Brick moulding is a type of exterior trim designed specifically for installation around the perimeter of doors and windows, particularly in structures with masonry or stucco siding. This trim piece serves a dual purpose, offering both a neat, finished aesthetic and a fundamental protective function for the underlying building materials. Properly installed moulding acts as a transition piece, visually smoothing the connection between the window or door frame and the wall cladding. Understanding the material properties and installation mechanics is necessary for ensuring the longevity of your exterior envelope.
Defining Brick Moulding and Its Function
Brick moulding is structurally designed to bridge the gap between the window or door frame and the exterior wall finish, such as brick veneer or stucco. Its profile typically features a sloping face that directs water away from the opening, preventing it from pooling against the frame or migrating into the wall cavity. This shedding action is a primary method of passive moisture management.
The trim works in conjunction with the existing window or door flashing system, acting as the outermost barrier against rain and environmental exposure. By covering the slight gap necessary for window installation, the moulding prevents wind-driven rain from directly penetrating the seam. Moisture infiltration into the rough opening can lead to degradation of wood framing and potential mold growth. Its installation provides a tight seal that minimizes air and water movement at the wall-to-frame interface.
Selecting the Right Material and Profile
Choosing the correct material for brick moulding involves balancing initial cost, maintenance requirements, and environmental exposure. Traditional wood options, such as clear pine, offer a classic appearance but require regular painting and sealing to prevent moisture absorption and subsequent rot. For superior resistance to decay, cellular PVC (polyvinyl chloride) or composite materials are a popular choice. These synthetic materials resist insects, do not warp, and require minimal upkeep beyond periodic cleaning because their closed-cell structure prevents water uptake entirely.
While the initial cost of PVC or composite moulding is higher than wood, their near-zero maintenance profile often justifies the investment over time. When replacing existing trim, measuring the width and projection of the old moulding is necessary to ensure the new profile covers the existing gap adequately. Profiles generally fall into traditional, colonial, or contemporary styles, depending on the architectural style of the home.
Step-by-Step Installation Guide
Before installing new brick moulding, safely remove the old material and thoroughly inspect the rough opening for any signs of water damage or inadequate sealing. Any exposed house wrap or flashing should be in sound condition, and deteriorated caulking around the frame must be scraped away. Applying a bead of high-quality sealant or house wrap tape around the perimeter provides a refreshed weather barrier before the new trim is attached.

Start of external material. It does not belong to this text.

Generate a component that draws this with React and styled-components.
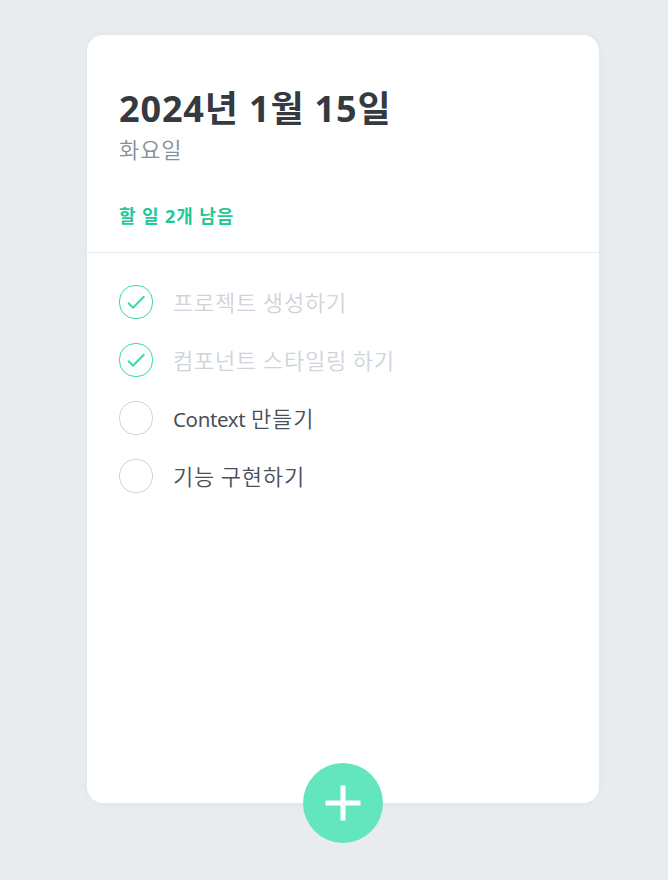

Accurate measurement and cutting are required to achieve tight, professional-looking corners. The moulding pieces must be measured to fit precisely between the brick or siding. The corners are cut using a compound miter saw set to a 45-degree angle, which allows the pieces to join seamlessly, creating a 90-degree corner when assembled. It is advisable to cut the head (top) piece first, followed by the two side jamb pieces, dry-fitting them to confirm alignment before securing them.
Secure the moulding directly to the window or door frame using corrosion-resistant fasteners, such as stainless steel or hot-dip galvanized nails. These fasteners must be long enough to penetrate the frame at least one inch. Drive the nails through the moulding and into the underlying wood frame, spacing them approximately 12 to 16 inches apart along the length. Avoid driving fasteners into the thin portion of the trim or into the masonry itself, as this provides insufficient holding power. Setting the nail heads slightly below the surface using a nail set prepares the surface for later finishing.
Finishing and Long-Term Care
Once the brick moulding is secured, the application of exterior-grade caulk is necessary to achieve a watertight seal. A flexible sealant, such as polyurethane or high-performance acrylic latex caulk, must be applied continuously to all seams, joints, and where the moulding meets the existing wall cladding. Special attention should be given to the mitered corners and the joint where the trim meets the window or door frame, ensuring no gaps remain for water intrusion.
The small depressions created by setting the fasteners should be filled with exterior wood putty or the same sealant used for the joints to create a smooth, continuous surface. If using wood moulding, or even some PVC products, a coating of primer and two coats of quality exterior paint are necessary to protect the material from the elements. Paint acts as a sacrificial layer, absorbing ultraviolet radiation from the sun that can cause materials to degrade or become brittle.
For long-term care, periodic inspection of the moulding every one to two years is an effective preventative measure. Check the caulked joints for cracking, shrinkage, or separation, which are common failure points that allow water to bypass the protective layer. Re-caulking these areas immediately prevents minor issues from escalating into major moisture problems within the wall cavity. Ensuring the bottom edge of the moulding, particularly at the sill, remains clear of debris accumulation also allows any trapped moisture to escape and properly drain away.